Paige is an unincorporated community in Bastrop County, Texas, United States.

==Namesake==
Paige, Texas was named after Norman Paige, a civil engineer who planned the route of Houston and Texas Central Railway.

==History==
Paige was created in 1872 near the Houston and Texas Central Railway. The post office of Paige was created in 1874, and in 1876, the railway station near the town was moved three miles east to the location of the current station. In 1877, Fedor Soder arrived in the town and sold many town lots to Germans. He also created a store and a cotton gin, as the town was growing due to massive production of cotton in the area. The population of Paige in 1884 was about 350 citizens, and it jumped to 500 in 1886. By that time, the town had several businesses, a broom factory, a creamery, a pickle factory, and seven cotton gins. The town was a large shipping joint for butter, cattle, cordwood, cotton, eggs, hogs, potatoes, and many other items. The town gained a bank and telephone service in 1914, but the population slightly decreased up till the 1960s or 1970s.

==Geography==
Paige is located 44 miles east of Austin. The town is on U.S. Highway 290.

==Demographics==

Paige first appeared as a census designated place in the 2020 U.S. census.

Historical population
| Census | Pop. | Note | %± |
| 2020 | 278 |  | — |
U.S. Decennial Census 1850–1900 1910 1920 1930 1940 1950 1960 1970 1980 1990 2000 2010 2020

===2020 census===

Paige CDP, Texas – Racial and ethnic composition Note: the US Census treats Hispanic/Latino as an ethnic category. This table excludes Latinos from the racial categories and assigns them to a separate category.
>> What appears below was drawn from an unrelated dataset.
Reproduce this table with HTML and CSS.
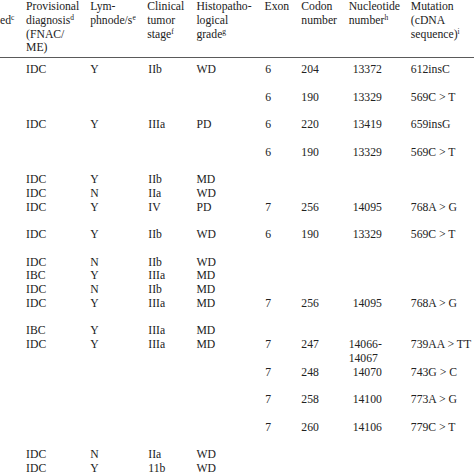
FILE: index.html
```html
<!DOCTYPE html>
<html>
<head>
<meta charset="utf-8">
<link rel="stylesheet" href="styles.css">
</head>
<body>
<table class="tbl">
  <colgroup>
    <col class="c0"><col class="c1"><col class="c2"><col class="c3"><col class="c4"><col class="c5"><col class="c6"><col class="c7"><col class="c8">
  </colgroup>
  <thead>
    <tr>
      <th class="cut"><br>ed<sup>c</sup></th>
      <th>Provisional<br>diagnosis<sup>d</sup><br>(FNAC/<br>ME)</th>
      <th>Lym-<br>phnode/s<sup>e</sup></th>
      <th>Clinical<br>tumor<br>stage<sup>f</sup></th>
      <th>Histopatho-<br>logical<br>grade<sup>g</sup></th>
      <th>Exon</th>
      <th>Codon<br>number</th>
      <th>Nucleotide<br>number<sup>h</sup></th>
      <th>Mutation<br>(cDNA<br>sequence)<sup>i</sup></th>
    </tr>
  </thead>
  <tbody>
    <tr class="first gap"><td></td><td>IDC</td><td>Y</td><td class="st">IIb</td><td>WD</td><td class="ex">6</td><td>204</td><td class="nu">13372</td><td>612insC</td></tr>
    <tr class="gap"><td></td><td></td><td></td><td></td><td></td><td class="ex">6</td><td>190</td><td class="nu">13329</td><td>569C &gt; T</td></tr>
    <tr class="gap"><td></td><td>IDC</td><td>Y</td><td class="st">IIIa</td><td>PD</td><td class="ex">6</td><td>220</td><td class="nu">13419</td><td>659insG</td></tr>
    <tr class="gap"><td></td><td></td><td></td><td></td><td></td><td class="ex">6</td><td>190</td><td class="nu">13329</td><td>569C &gt; T</td></tr>
    <tr><td></td><td>IDC</td><td>Y</td><td class="st">IIb</td><td>MD</td><td></td><td></td><td></td><td></td></tr>
    <tr><td></td><td>IDC</td><td>N</td><td class="st">IIa</td><td>WD</td><td></td><td></td><td></td><td></td></tr>
    <tr class="gap"><td></td><td>IDC</td><td>Y</td><td class="st">IV</td><td>PD</td><td class="ex">7</td><td>256</td><td class="nu">14095</td><td>768A &gt; G</td></tr>
    <tr class="gap"><td></td><td>IDC</td><td>Y</td><td class="st">IIb</td><td>WD</td><td class="ex">6</td><td>190</td><td class="nu">13329</td><td>569C &gt; T</td></tr>
    <tr><td></td><td>IDC</td><td>N</td><td class="st">IIb</td><td>WD</td><td></td><td></td><td></td><td></td></tr>
    <tr><td></td><td>IBC</td><td>Y</td><td class="st">IIIa</td><td>MD</td><td></td><td></td><td></td><td></td></tr>
    <tr><td></td><td>IDC</td><td>N</td><td class="st">IIb</td><td>MD</td><td></td><td></td><td></td><td></td></tr>
    <tr class="gap"><td></td><td>IDC</td><td>Y</td><td class="st">IIIa</td><td>MD</td><td class="ex">7</td><td>256</td><td class="nu">14095</td><td>768A &gt; G</td></tr>
    <tr><td></td><td>IBC</td><td>Y</td><td class="st">IIIa</td><td>MD</td><td></td><td></td><td></td><td></td></tr>
    <tr><td></td><td>IDC</td><td>Y</td><td class="st">IIIa</td><td>MD</td><td class="ex">7</td><td>247</td><td>14066-<br>14067</td><td>739AA &gt; TT</td></tr>
    <tr class="gap"><td></td><td></td><td></td><td></td><td></td><td class="ex">7</td><td>248</td><td class="nu">14070</td><td>743G &gt; C</td></tr>
    <tr class="gap"><td></td><td></td><td></td><td></td><td></td><td class="ex">7</td><td>258</td><td class="nu">14100</td><td>773A &gt; G</td></tr>
    <tr class="gap"><td></td><td></td><td></td><td></td><td></td><td class="ex">7</td><td>260</td><td class="nu">14106</td><td>779C &gt; T</td></tr>
    <tr><td></td><td>IDC</td><td>N</td><td class="st">IIa</td><td>WD</td><td></td><td></td><td></td><td></td></tr>
    <tr><td></td><td>IDC</td><td>Y</td><td class="st">11b</td><td>WD</td><td></td><td></td><td></td><td></td></tr>
  </tbody>
</table>
</body>
</html>
```

FILE: styles.css
```css
html, body {
  margin: 0;
  padding: 0;
  background: #ffffff;
  overflow: hidden;
}

.tbl {
  width: 474px;
  table-layout: fixed;
  border-collapse: collapse;
  border-spacing: 0;
  font-family: "Liberation Serif", "Times New Roman", serif;
  font-size: 11.7px;
  line-height: 13.75px;
  color: #222222;
}

.c0 { width: 26px; }
.c1 { width: 64px; }
.c2 { width: 57px; }
.c3 { width: 49px; }
.c4 { width: 68px; }
.c5 { width: 36.7px; }
.c6 { width: 47.3px; }
.c7 { width: 62px; }
.c8 { width: 63px; }

.tbl th,
.tbl td {
  padding: 0;
  text-align: left;
  vertical-align: top;
  white-space: nowrap;
  font-weight: normal;
}

.tbl th {
  height: 55px;
  padding-bottom: 1.5px;
  border-bottom: 1px solid #5a5a5a;
}

.tbl th.cut {
  text-indent: -1px;
}

.tbl sup {
  font-size: 7.5px;
  line-height: 0;
  vertical-align: 4px;
}

.tbl tr.first td {
  padding-top: 5.5px;
}

.tbl tr.gap td {
  padding-bottom: 13.75px;
}

.tbl td.st {
  padding-left: 1px;
}

.tbl td.ex {
  padding-left: 0.7px;
}

.tbl td.nu {
  padding-left: 4px;
}
```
Hispanics/Latinos may be of any race.
| Race / Ethnicity (NH = Non-Hispanic) | Pop 2020 | % 2020 |
|---|---|---|
| White alone (NH) | 146 | 52.52% |
| Black or African American alone (NH) | 7 | 2.52% |
| Native American or Alaska Native alone (NH) | 3 | 1.08% |
| Asian alone (NH) | 0 | 0.00% |
| Pacific Islander alone (NH) | 1 | 0.36% |
| Other race alone (NH) | 1 | 0.36% |
| Mixed race or Multiracial (NH) | 10 | 3.60% |
| Hispanic or Latino (any race) | 110 | 39.57% |
| Total | 278 | 100.00% |

==Education==
The Paige community is within the Bastrop Independent School District. Students attend Emile Elementary School (in the former Emile School), Bastrop Intermediate School, Bastrop Middle School, and Bastrop High School.